Das Rennen ist eine grossartige Werbung für Bern, das sich von seiner besten Seite zeigen konnte und sich gekonnt in Szene gesetzt hat. Auch das Wetter spielte grossartig mit. Nur ein paar Runden vor Schluss gab es dann doch noch ein bisschen Regen. Ohne den Neustart wäre das Rennen da aber bereits fertig gewesen. Und der Swiss E-Prix war ein Rennen zum Anfassen. Wer zur richtigen Zeit am richtigen Ort stand, konnte die Rennwagen aus nächster Nähe erleben, wie sie von der Boxengasse zur Werkstatt in den Bernexpo-Hallen und zurück fuhren. Etwa 130’000 Personen folgten der Einladung, in der Fanzone und rund um die Strecke kostenlos zuzuschauen und durchs E-Village zu flanieren. Die Formel E begeistert und beweist: eine Renn-Atmosphäre ist auch ohne Motorenlärm möglich.

Swiss E-Prix 2019 in Bern

Keine Wiederholung

Das Formel-E-Rennen in Bern ist nun vorbei und ich glaube mit Sicherheit sagen zu können, dass der Swiss E-Prix nie mehr in Bern stattfinden wird, zumindest nicht in der Innenstadt. Und darüber bin ich nicht besonders traurig.

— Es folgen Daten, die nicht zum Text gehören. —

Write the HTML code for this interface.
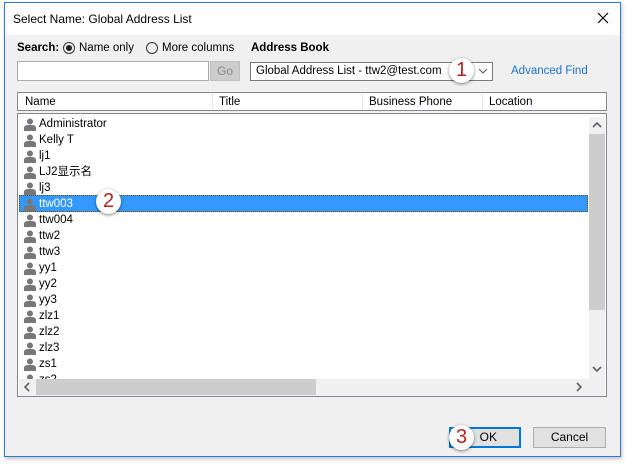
<!DOCTYPE html>
<html><head><style>
*{box-sizing:border-box;margin:0;padding:0}
body{width:628px;height:468px;background:#fff;font-family:"Liberation Sans","Noto Sans CJK SC",sans-serif;font-size:12px;color:#000;position:relative;overflow:hidden}
.abs{position:absolute}
.win{left:4px;top:2px;width:617px;height:455px;border:1px solid #2b7bd3;background:#f0f0f0;box-shadow:1px 2px 4px rgba(0,0,0,.25)}
.title{left:0;top:0;width:615px;height:32px;background:#fff}
.row{position:absolute;left:4px;height:16px;line-height:16px;font-size:11.5px}
.ic{position:absolute;left:0;top:2px;width:12px;height:13px}
.row span{position:absolute;left:15px;white-space:nowrap}
.badge{position:absolute;width:25px;height:25px;border-radius:50%;background:#fff;box-shadow:0 1px 3px rgba(0,0,0,.5);color:#b3261e;font-size:20px;line-height:25px;text-align:center;font-family:"Liberation Sans",sans-serif}
.btn{position:absolute;height:21px;background:#e1e1e1;border:1px solid #adadad;text-align:center;line-height:19px}
</style></head><body>
<div class="abs win">
 <div class="abs title"></div>
 <div class="abs" style="left:8px;top:9px;font-size:12px">Select Name: Global Address List</div>
 <svg class="abs" style="left:592px;top:9px" width="12" height="12"><path d="M1 1L11 11M11 1L1 11" stroke="#000" stroke-width="1.2"/></svg>
</div>
<div class="abs" style="left:17px;top:42px;font-weight:bold;font-size:11.5px">Search:</div>
<div class="abs" style="left:63px;top:42px;width:12px;height:12px;border:1px solid #333;border-radius:50%"><div style="margin:2px;width:6px;height:6px;border-radius:50%;background:#222"></div></div>
<div class="abs" style="left:79px;top:42px;font-size:11.5px">Name only</div>
<div class="abs" style="left:146px;top:42px;width:12px;height:12px;border:1px solid #333;border-radius:50%"></div>
<div class="abs" style="left:162px;top:42px;font-size:11.5px">More columns</div>
<div class="abs" style="left:251px;top:42px;font-weight:bold;font-size:11.5px">Address Book</div>
<div class="abs" style="left:17px;top:61px;width:192px;height:20px;background:#fff;border:1px solid #abadb3"></div>
<div class="abs" style="left:210px;top:61px;width:30px;height:20px;background:#ccc;border:1px solid #bfbfbf;color:#8a8a8a;text-align:center;line-height:18px">Go</div>
<div class="abs" style="left:250px;top:62px;width:243px;height:19px;background:#fff;border:1px solid #7a7a7a;padding-left:5px;line-height:17px;font-size:11.5px">Global Address List - ttw2@test.com</div>
<svg class="abs" style="left:478px;top:68px" width="10" height="7"><path d="M1 1L5 5L9 1" stroke="#555" fill="none"/></svg>
<div class="badge" style="left:449px;top:58px">1</div>
<div class="abs" style="left:511px;top:65px;color:#1a73c8;font-size:11.5px">Advanced Find</div>
<div class="abs" style="left:17px;top:92px;width:590px;height:19px;background:#fff;border:1px solid #828790"></div>
<div class="abs" style="left:212px;top:94px;width:1px;height:15px;background:#e5e5e5"></div>
<div class="abs" style="left:362px;top:94px;width:1px;height:15px;background:#e5e5e5"></div>
<div class="abs" style="left:482px;top:94px;width:1px;height:15px;background:#e5e5e5"></div>
<div class="abs" style="left:25px;top:96px;font-size:11.5px">Name</div>
<div class="abs" style="left:219px;top:96px;font-size:11.5px">Title</div>
<div class="abs" style="left:369px;top:96px;font-size:11.5px">Business Phone</div>
<div class="abs" style="left:489px;top:96px;font-size:11.5px">Location</div>
<div class="abs" style="left:17px;top:113px;width:590px;height:284px;background:#fff;border:1px solid #828790;overflow:hidden">
 <div class="abs" style="left:1px;top:81px;width:569px;height:17px;background:#3399ff;border:1px dotted #7a4a00"></div>
 <div style="position:absolute;left:2px;top:2px;width:560px;height:263px;overflow:hidden">
 <div class="row" style="top:0"><svg class="ic"><circle cx="6" cy="3.5" r="3" fill="#777"/><path d="M0 13V10Q0 7 4 7H8Q12 7 12 10V13Z" fill="#777"/></svg><span>Administrator</span></div>
 <div class="row" style="top:16px"><svg class="ic"><circle cx="6" cy="3.5" r="3" fill="#777"/><path d="M0 13V10Q0 7 4 7H8Q12 7 12 10V13Z" fill="#777"/></svg><span>Kelly T</span></div>
 <div class="row" style="top:32px"><svg class="ic"><circle cx="6" cy="3.5" r="3" fill="#777"/><path d="M0 13V10Q0 7 4 7H8Q12 7 12 10V13Z" fill="#777"/></svg><span>lj1</span></div>
 <div class="row" style="top:48px"><svg class="ic"><circle cx="6" cy="3.5" r="3" fill="#777"/><path d="M0 13V10Q0 7 4 7H8Q12 7 12 10V13Z" fill="#777"/></svg><span>LJ2显示名</span></div>
 <div class="row" style="top:64px"><svg class="ic"><circle cx="6" cy="3.5" r="3" fill="#777"/><path d="M0 13V10Q0 7 4 7H8Q12 7 12 10V13Z" fill="#777"/></svg><span>lj3</span></div>
 <div class="row" style="top:80px;color:#fff"><svg class="ic"><circle cx="6" cy="3.5" r="3" fill="#777"/><path d="M0 13V10Q0 7 4 7H8Q12 7 12 10V13Z" fill="#777"/></svg><span>ttw003</span></div>
 <div class="row" style="top:96px"><svg class="ic"><circle cx="6" cy="3.5" r="3" fill="#777"/><path d="M0 13V10Q0 7 4 7H8Q12 7 12 10V13Z" fill="#777"/></svg><span>ttw004</span></div>
 <div class="row" style="top:112px"><svg class="ic"><circle cx="6" cy="3.5" r="3" fill="#777"/><path d="M0 13V10Q0 7 4 7H8Q12 7 12 10V13Z" fill="#777"/></svg><span>ttw2</span></div>
 <div class="row" style="top:128px"><svg class="ic"><circle cx="6" cy="3.5" r="3" fill="#777"/><path d="M0 13V10Q0 7 4 7H8Q12 7 12 10V13Z" fill="#777"/></svg><span>ttw3</span></div>
 <div class="row" style="top:144px"><svg class="ic"><circle cx="6" cy="3.5" r="3" fill="#777"/><path d="M0 13V10Q0 7 4 7H8Q12 7 12 10V13Z" fill="#777"/></svg><span>yy1</span></div>
 <div class="row" style="top:160px"><svg class="ic"><circle cx="6" cy="3.5" r="3" fill="#777"/><path d="M0 13V10Q0 7 4 7H8Q12 7 12 10V13Z" fill="#777"/></svg><span>yy2</span></div>
 <div class="row" style="top:176px"><svg class="ic"><circle cx="6" cy="3.5" r="3" fill="#777"/><path d="M0 13V10Q0 7 4 7H8Q12 7 12 10V13Z" fill="#777"/></svg><span>yy3</span></div>
 <div class="row" style="top:192px"><svg class="ic"><circle cx="6" cy="3.5" r="3" fill="#777"/><path d="M0 13V10Q0 7 4 7H8Q12 7 12 10V13Z" fill="#777"/></svg><span>zlz1</span></div>
 <div class="row" style="top:208px"><svg class="ic"><circle cx="6" cy="3.5" r="3" fill="#777"/><path d="M0 13V10Q0 7 4 7H8Q12 7 12 10V13Z" fill="#777"/></svg><span>zlz2</span></div>
 <div class="row" style="top:224px"><svg class="ic"><circle cx="6" cy="3.5" r="3" fill="#777"/><path d="M0 13V10Q0 7 4 7H8Q12 7 12 10V13Z" fill="#777"/></svg><span>zlz3</span></div>
 <div class="row" style="top:240px"><svg class="ic"><circle cx="6" cy="3.5" r="3" fill="#777"/><path d="M0 13V10Q0 7 4 7H8Q12 7 12 10V13Z" fill="#777"/></svg><span>zs1</span></div>
 <div class="row" style="top:256px"><svg class="ic"><circle cx="6" cy="3.5" r="3" fill="#777"/><path d="M0 13V10Q0 7 4 7H8Q12 7 12 10V13Z" fill="#777"/></svg><span>zs2</span></div>
 </div>
 <div class="abs" style="left:571px;top:3px;width:16px;height:262px;background:#f0f0f0"></div>
 <div class="abs" style="left:571px;top:20px;width:16px;height:176px;background:#cdcdcd"></div>
 <svg class="abs" style="left:574px;top:8px" width="10" height="6"><path d="M1 5L5 1L9 5" stroke="#606060" stroke-width="1.6" fill="none"/></svg>
 <svg class="abs" style="left:574px;top:252px" width="10" height="6"><path d="M1 1L5 5L9 1" stroke="#606060" stroke-width="1.6" fill="none"/></svg>
 <div class="abs" style="left:1px;top:265px;width:586px;height:17px;background:#f0f0f0"></div>
 <div class="abs" style="left:18px;top:265px;width:280px;height:16px;background:#cdcdcd"></div>
 <svg class="abs" style="left:6px;top:268px" width="6" height="10"><path d="M5 1L1 5L5 9" stroke="#606060" stroke-width="1.6" fill="none"/></svg>
 <svg class="abs" style="left:558px;top:268px" width="6" height="10"><path d="M1 1L5 5L1 9" stroke="#606060" stroke-width="1.6" fill="none"/></svg>
</div>
<div class="badge" style="left:96px;top:189px">2</div>
<div class="btn" style="left:449px;top:427px;width:72px;border:2px solid #0078d7;line-height:17px">&nbsp;&nbsp;OK</div>
<div class="btn" style="left:533px;top:427px;width:73px">Cancel</div>
<div class="badge" style="left:449px;top:425px">3</div>
</body></html>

Ich fand es zwar sehr spannend, dass Rennwagen über die Strecke düsen, auf der ich jeden Tag auf dem Weg zur Arbeit unterwegs bin. Aber dabei habe ich lange genug gesehen, welche Einschränkungen der Aufbau der Rennstrecke für die Anwohner im Obstberg-Quartier bedeutet hat.

Swiss E-Prix 2019 in Bern

Und diese Einschränkungen dauern weiter an, denn die Abbauarbeiten benötigen scheinbar viel mehr Zeit als vorgesehen. So sind am Montag noch wesentlich mehr Strassen gesperrt als angekündigt, und Buslinien werden weiterhin umgeleitet. Bis alle Verkehrsinseln wieder neu gebaut sind, werden sicher noch ein paar Wochen, wenn nicht sogar Monate vergehen.